В этот раз от аэропорта к сестре я добирался сам. Серега Зуев возился с ремонтом тачки. Через выходные мы с Раиской собирались поехать в Речицу проведать наших стариков. Зуев все же исхитрился как-то и привел "Москвич" в порядок, но, по его же словам, "ласточке" уже недолго бегать осталось. Пообщавшись с отцом и с матерью, я оставил сестру еще на пару дней с родителями, а сам подбил Серегу прокатиться в Брест к Нине. Если бы я знал тогда, что вижу мать живой последний раз в жизни, может быть, и задержался бы еще в Речице. Мать умерла весной 97-го, и только осенью 98-го я снова оказался в родных краях, уже на ее могиле.
В Бресте, как и следовало того ожидать, меня приняли довольно прохладно. Свою дочь Катю я подержал на руках в первый и, возможно, в последний раз, ибо с предложением о совместной жизни меня послали на несколько хорошо известных букв русского алфавита. Так повторилось и в 98-м, когда мне снова достаточно ясно дали понять, что для дочери я считаюсь "пропавшим без вести". А чего я, собственно, ожидал - любви, сочувствия? Вот и повторяй путь, пройденный твоим же родным отцом, которого ты сам увидел первый раз в жизни уже далеко не грудным младенцем.
В Минск я возвращался совсем не в радужном настроении. Что за бабы на Руси пошли? Сначала бывшая женушка не пожелала делить тяготы совместной жизни с "нищим и безработным". Теперь и эта "мать моего ребенка" туда же. Тоска, хоть удавись! Раз "бешеных денег" больше нет, значит, "пропал без вести". Серега пытался было анекдотами да прибаутками развеять мое мрачное настроение, но безуспешно.
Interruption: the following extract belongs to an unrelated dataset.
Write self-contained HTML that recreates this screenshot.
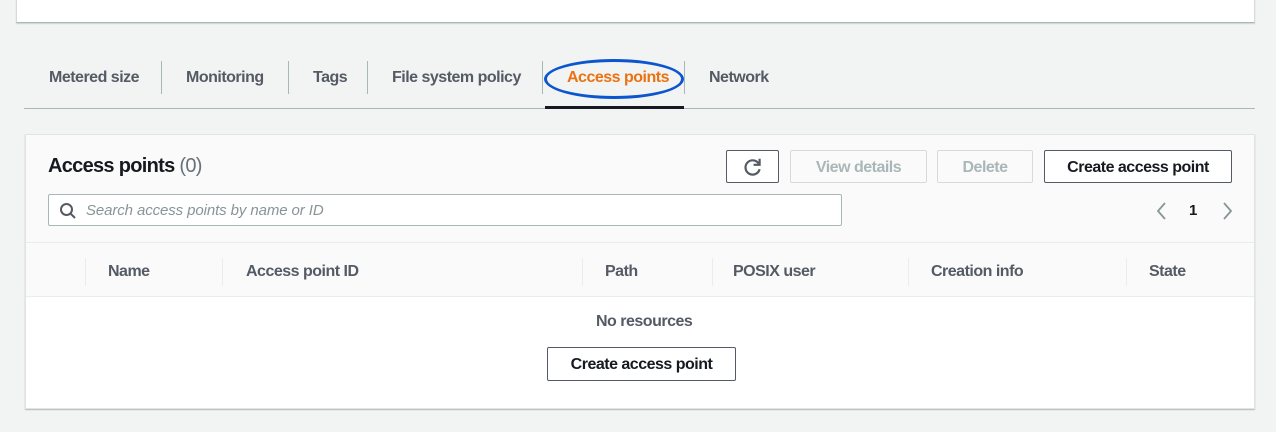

В ожидании приезда Игоря и Сереги я немного пообщался с депутатом парламента Женей Новиковым, предложившим мне помочь встретиться с Лукашенко. Подумав, я отказался. Честно говоря, не хотелось мне посвящать свои последние несколько дней в Белоруссии беготне по высоким начальственным кабинетам. Как-нибудь в другой раз. В качестве демонстрации доброго ко мне отношения со стороны президента достаточно и того, что некоего "международного бомжа" Коновалова беспрепятственно пускают в Белоруссию, да и в компьютер на Брестском КПП занесли как "очень важную персону".